[Required task]
Restate the listing that follows word for word, without its pictures.

◆ ◆ ◆

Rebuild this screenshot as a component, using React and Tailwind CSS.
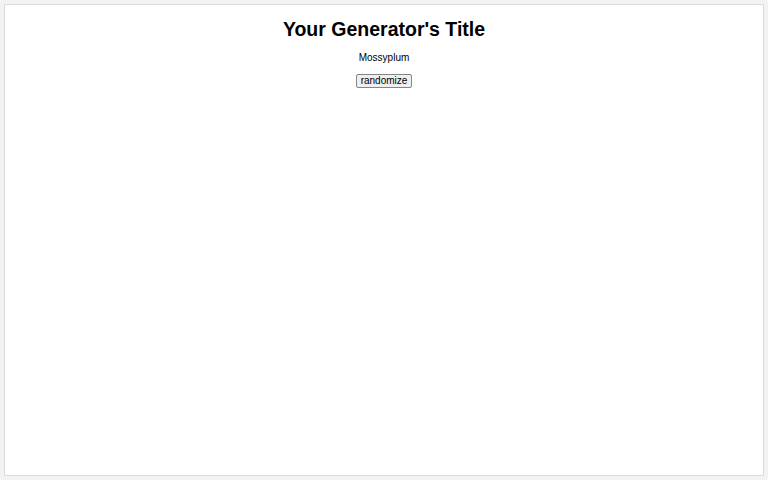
import { useState } from 'react';

const names = ['Mossyplum', 'Thornberry', 'Willowmint', 'Fernwhistle', 'Bramblecap', 'Duskpetal'];

export default function App() {
  const [name, setName] = useState(names[0]);

  const randomize = () => {
    setName(names[Math.floor(Math.random() * names.length)]);
  };

  return (
    <div className="h-[480px] w-full bg-[#f3f3f3] p-[4px]" style={{ fontFamily: '"Liberation Sans", Arial, sans-serif' }}>
      <div className="flex h-[472px] flex-col items-center border border-[#dcdcdc] bg-white">
        <h1 className="mt-[12px] text-[19.5px] font-bold leading-[24px] text-black">Your Generator's Title</h1>
        <p className="mt-[11px] text-[10px] leading-[12px] text-black">{name}</p>
        <button
          onClick={randomize}
          className="mt-[10px] rounded-[2px] border border-[#858585] bg-[#efefef] px-[4px] text-[10px] leading-[12px] text-black"
        >
          randomize
        </button>
      </div>
    </div>
  );
}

◆ ◆ ◆

[Exercise response]
Rebuild this screenshot as a component, using React and Tailwind CSS.
import { useState } from 'react';

const names = ['Mossyplum', 'Thornberry', 'Willowmint', 'Fernwhistle', 'Bramblecap', 'Duskpetal'];

export default function App() {
  const [name, setName] = useState(names[0]);

  const randomize = () => {
    setName(names[Math.floor(Math.random() * names.length)]);
  };

  return (
    <div className="h-[480px] w-full bg-[#f3f3f3] p-[4px]" style={{ fontFamily: '"Liberation Sans", Arial, sans-serif' }}>
      <div className="flex h-[472px] flex-col items-center border border-[#dcdcdc] bg-white">
        <h1 className="mt-[12px] text-[19.5px] font-bold leading-[24px] text-black">Your Generator's Title</h1>
        <p className="mt-[11px] text-[10px] leading-[12px] text-black">{name}</p>
        <button
          onClick={randomize}
          className="mt-[10px] rounded-[2px] border border-[#858585] bg-[#efefef] px-[4px] text-[10px] leading-[12px] text-black"
        >
          randomize
        </button>
      </div>
    </div>
  );
}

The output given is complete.